— begin —

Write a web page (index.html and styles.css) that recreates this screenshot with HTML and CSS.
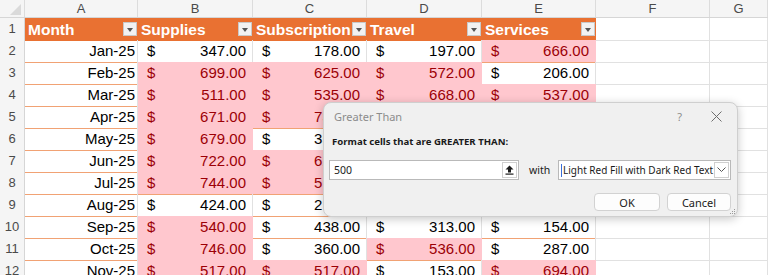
FILE: index.html
```html
<!DOCTYPE html>
<html lang="en">
<head>
  <meta charset="UTF-8">
  <title>Greater Than</title>
  <link rel="stylesheet" href="styles.css">
</head>
<body>
  <div class="sheet">
    <div class="row colhead">
      <div class="corner"><span class="tri"></span></div>
      <div>A</div><div>B</div><div>C</div><div>D</div><div>E</div><div>F</div><div>G</div>
    </div>

    <div class="row">
      <div class="rownum">1</div>
      <div class="c th">Month<span class="filter"></span></div>
      <div class="c th">Supplies<span class="filter"></span></div>
      <div class="c th">Subscription<span class="filter"></span></div>
      <div class="c th">Travel<span class="filter"></span></div>
      <div class="c th">Services<span class="filter"></span></div>
      <div class="c"></div><div class="c"></div>
    </div>

    <div class="row">
      <div class="rownum">2</div>
      <div class="c t date">Jan-25</div>
      <div class="c t cur"><span>$</span><span>347.00</span></div>
      <div class="c t cur"><span>$</span><span>178.00</span></div>
      <div class="c t cur"><span>$</span><span>197.00</span></div>
      <div class="c t cur hl"><span>$</span><span>666.00</span></div>
      <div class="c"></div><div class="c"></div>
    </div>

    <div class="row">
      <div class="rownum">3</div>
      <div class="c t date">Feb-25</div>
      <div class="c t cur hl"><span>$</span><span>699.00</span></div>
      <div class="c t cur hl"><span>$</span><span>625.00</span></div>
      <div class="c t cur hl"><span>$</span><span>572.00</span></div>
      <div class="c t cur"><span>$</span><span>206.00</span></div>
      <div class="c"></div><div class="c"></div>
    </div>

    <div class="row">
      <div class="rownum">4</div>
      <div class="c t date">Mar-25</div>
      <div class="c t cur hl"><span>$</span><span>511.00</span></div>
      <div class="c t cur hl"><span>$</span><span>535.00</span></div>
      <div class="c t cur hl"><span>$</span><span>668.00</span></div>
      <div class="c t cur hl"><span>$</span><span>537.00</span></div>
      <div class="c"></div><div class="c"></div>
    </div>

    <div class="row">
      <div class="rownum">5</div>
      <div class="c t date">Apr-25</div>
      <div class="c t cur hl"><span>$</span><span>671.00</span></div>
      <div class="c t cur hl"><span>$</span><span>735.00</span></div>
      <div class="c t cur hl"><span>$</span><span>588.00</span></div>
      <div class="c t cur"><span>$</span><span>312.00</span></div>
      <div class="c"></div><div class="c"></div>
    </div>

    <div class="row">
      <div class="rownum">6</div>
      <div class="c t date">May-25</div>
      <div class="c t cur hl"><span>$</span><span>679.00</span></div>
      <div class="c t cur"><span>$</span><span>351.00</span></div>
      <div class="c t cur"><span>$</span><span>244.00</span></div>
      <div class="c t cur hl"><span>$</span><span>603.00</span></div>
      <div class="c"></div><div class="c"></div>
    </div>

    <div class="row">
      <div class="rownum">7</div>
      <div class="c t date">Jun-25</div>
      <div class="c t cur hl"><span>$</span><span>722.00</span></div>
      <div class="c t cur hl"><span>$</span><span>621.00</span></div>
      <div class="c t cur"><span>$</span><span>402.00</span></div>
      <div class="c t cur"><span>$</span><span>187.00</span></div>
      <div class="c"></div><div class="c"></div>
    </div>

    <div class="row">
      <div class="rownum">8</div>
      <div class="c t date">Jul-25</div>
      <div class="c t cur hl"><span>$</span><span>744.00</span></div>
      <div class="c t cur hl"><span>$</span><span>518.00</span></div>
      <div class="c t cur hl"><span>$</span><span>655.00</span></div>
      <div class="c t cur"><span>$</span><span>279.00</span></div>
      <div class="c"></div><div class="c"></div>
    </div>

    <div class="row">
      <div class="rownum">9</div>
      <div class="c t date">Aug-25</div>
      <div class="c t cur"><span>$</span><span>424.00</span></div>
      <div class="c t cur"><span>$</span><span>214.00</span></div>
      <div class="c t cur"><span>$</span><span>366.00</span></div>
      <div class="c t cur hl"><span>$</span><span>581.00</span></div>
      <div class="c"></div><div class="c"></div>
    </div>

    <div class="row">
      <div class="rownum">10</div>
      <div class="c t date">Sep-25</div>
      <div class="c t cur hl"><span>$</span><span>540.00</span></div>
      <div class="c t cur"><span>$</span><span>438.00</span></div>
      <div class="c t cur"><span>$</span><span>313.00</span></div>
      <div class="c t cur"><span>$</span><span>154.00</span></div>
      <div class="c"></div><div class="c"></div>
    </div>

    <div class="row">
      <div class="rownum">11</div>
      <div class="c t date">Oct-25</div>
      <div class="c t cur hl"><span>$</span><span>746.00</span></div>
      <div class="c t cur"><span>$</span><span>360.00</span></div>
      <div class="c t cur hl"><span>$</span><span>536.00</span></div>
      <div class="c t cur"><span>$</span><span>287.00</span></div>
      <div class="c"></div><div class="c"></div>
    </div>

    <div class="row">
      <div class="rownum">12</div>
      <div class="c t date">Nov-25</div>
      <div class="c t cur hl"><span>$</span><span>517.00</span></div>
      <div class="c t cur hl"><span>$</span><span>517.00</span></div>
      <div class="c t cur"><span>$</span><span>153.00</span></div>
      <div class="c t cur hl"><span>$</span><span>694.00</span></div>
      <div class="c"></div><div class="c"></div>
    </div>
  </div>

  <!-- conditional formatting dialog -->
  <div class="dialog">
    <div class="dlg-title">
      <span class="caption">Greater Than</span>
      <span class="help">?</span>
      <svg class="close" width="11" height="11" viewBox="0 0 11 11">
        <path d="M0.5 0.5 L10.5 10.5 M10.5 0.5 L0.5 10.5" stroke="#6e6e6e" stroke-width="1" fill="none"/>
      </svg>
    </div>
    <div class="dlg-label">Format cells that are GREATER THAN:</div>
    <div class="dlg-inputs">
      <div class="field">
        <span class="value">500</span>
        <span class="pick">
          <svg width="9" height="10" viewBox="0 0 9 10">
            <path d="M4.5 0.5 L0.5 4.5 H3 V7.5 H6 V4.5 H8.5 Z" fill="#1a1a1a"/>
            <rect x="0.5" y="8.5" width="8" height="1.2" fill="#1a1a1a"/>
          </svg>
        </span>
      </div>
      <span class="with">with</span>
      <div class="select">
        <span class="value"><span class="caret"></span>Light Red Fill with Dark Red Text</span>
        <span class="drop">
          <svg width="9" height="6" viewBox="0 0 9 6">
            <path d="M0.5 0.5 L4.5 4.5 L8.5 0.5" stroke="#555" stroke-width="1" fill="none"/>
          </svg>
        </span>
      </div>
    </div>
    <div class="dlg-buttons">
      <button class="btn ok">OK</button>
      <button class="btn cancel">Cancel</button>
    </div>
    <svg class="grip" width="7" height="7" viewBox="0 0 7 7">
      <rect x="5" y="1" width="1" height="1" fill="#9a9a9a"/>
      <rect x="3" y="3" width="1" height="1" fill="#9a9a9a"/>
      <rect x="5" y="3" width="1" height="1" fill="#9a9a9a"/>
      <rect x="1" y="5" width="1" height="1" fill="#9a9a9a"/>
      <rect x="3" y="5" width="1" height="1" fill="#9a9a9a"/>
      <rect x="5" y="5" width="1" height="1" fill="#9a9a9a"/>
    </svg>
  </div>
</body>
</html>
```

FILE: styles.css
```css
body {
  margin: 0;
  background: #fff;
  font-family: "Liberation Sans", Arial, sans-serif;
  color: #000;
  overflow: hidden;
}

.sheet {
  width: 768px;
}

.row {
  display: grid;
  grid-template-columns: 25px 113px 115px 114px 115px 114px 114px 1fr;
  height: 22px;
}

/* column letters */
.colhead {
  height: 18px;
  background: #f5f5f5;
  border-bottom: 1px solid #d6d6d6;
  box-sizing: border-box;
}
.colhead div {
  border-right: 1px solid #dcdcdc;
  font-size: 13px;
  color: #4a4a4a;
  text-align: center;
  line-height: 17px;
}
.corner {
  position: relative;
}
.corner .tri {
  position: absolute;
  right: 3px;
  bottom: 2px;
  width: 0;
  height: 0;
  border-left: 11px solid transparent;
  border-bottom: 11px solid #dadada;
}

.rownum {
  background: #f5f5f5;
  border-right: 1px solid #d6d6d6;
  border-bottom: 1px solid #e4e4e4;
  font-size: 13px;
  color: #4a4a4a;
  text-align: center;
  line-height: 22px;
}

.c {
  box-sizing: border-box;
  border-right: 1px solid #e1e1e1;
  border-bottom: 1px solid #e1e1e1;
  font-size: 15px;
  line-height: 21px;
  white-space: nowrap;
  overflow: hidden;
}

/* table header */
.th {
  background: #e97132;
  color: #fff;
  font-weight: bold;
  font-size: 15.5px;
  border-right-color: #e97132;
  border-bottom-color: #e97132;
  padding-left: 3px;
  display: flex;
  align-items: center;
  justify-content: space-between;
}
.filter {
  width: 14px;
  height: 14px;
  box-sizing: border-box;
  background: #f2f2f2;
  border: 1px solid #c9c9c9;
  position: relative;
  flex: none;
}
.filter::after {
  content: "";
  position: absolute;
  left: 3px;
  top: 5px;
  border-left: 3.5px solid transparent;
  border-right: 3.5px solid transparent;
  border-top: 4px solid #555;
}

/* table body */
.t {
  border-bottom: 1px solid #f1a274;
}
.date {
  text-align: right;
  padding-right: 2px;
}
.cur {
  display: flex;
  justify-content: space-between;
  padding: 0 6px 0 9px;
}
.hl {
  background: #ffc7ce;
  color: #9c0006;
  border-right-color: #ffc7ce;
}

/* dialog */
.dialog {
  position: absolute;
  left: 323px;
  top: 102px;
  width: 415px;
  height: 115px;
  box-sizing: border-box;
  background: #f0f0f0;
  border: 1px solid #cfcfcf;
  border-radius: 8px;
  box-shadow: 0 2px 10px rgba(0, 0, 0, 0.22);
  font-family: "Noto Sans", "Open Sans", sans-serif;
  font-size: 10px;
  color: #1a1a1a;
}
.dlg-title {
  display: flex;
  align-items: center;
  height: 27px;
  padding: 0 0 0 10px;
}
.caption {
  color: #8c8c8c;
  font-size: 11px;
  flex: 1;
}
.help {
  color: #8c8c8c;
  font-size: 11px;
  margin-right: 29px;
}
.close {
  margin-right: 15px;
}
.dlg-label {
  font-weight: bold;
  font-size: 9.6px;
  padding-left: 8px;
  margin-top: 2px;
  line-height: 20px;
}
.dlg-inputs {
  display: flex;
  align-items: center;
  margin-top: 8px;
  padding-left: 5px;
}
.field {
  width: 190px;
  height: 20px;
  box-sizing: border-box;
  background: #fff;
  border: 1px solid #b9b9b9;
  display: flex;
  align-items: center;
  justify-content: space-between;
  padding-left: 4px;
  font-size: 10.5px;
}
.pick {
  width: 15px;
  height: 16px;
  box-sizing: border-box;
  border: 1px solid #cfcfcf;
  margin-right: 1px;
  display: flex;
  align-items: center;
  justify-content: center;
}
.with {
  margin-left: 10px;
  width: 29px;
  font-size: 10.5px;
}
.select {
  width: 173px;
  height: 20px;
  box-sizing: border-box;
  background: #fff;
  border: 1px solid #b9b9b9;
  display: flex;
  align-items: center;
  justify-content: space-between;
  padding-left: 2px;
}
.select .value {
  display: flex;
  align-items: center;
  white-space: nowrap;
}
.caret {
  width: 1px;
  height: 13px;
  background: #3a6fd8;
  margin-right: 1px;
}
.drop {
  width: 15px;
  height: 16px;
  box-sizing: border-box;
  border: 1px solid #cfcfcf;
  margin-right: 1px;
  display: flex;
  align-items: center;
  justify-content: center;
}
.dlg-buttons {
  display: flex;
  justify-content: flex-end;
  gap: 7px;
  margin-top: 13px;
  padding-right: 6px;
}
.btn {
  height: 18px;
  background: #fdfdfd;
  border: 1px solid #d2d2d2;
  border-radius: 4px;
  font-family: "Noto Sans", "Open Sans", sans-serif;
  font-size: 11px;
  color: #1a1a1a;
  padding: 0;
  line-height: 15px;
}
.ok {
  width: 66px;
}
.cancel {
  width: 64px;
}
.grip {
  position: absolute;
  right: 1px;
  bottom: 1px;
}
```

— end —

▶ Stated exercise:
Report every line in the data above in which the word "that" appears.

▶ Solution below:
Write a web page (index.html and styles.css) that recreates this screenshot with HTML and CSS.
    <div class="dlg-label">Format cells that are GREATER THAN:</div>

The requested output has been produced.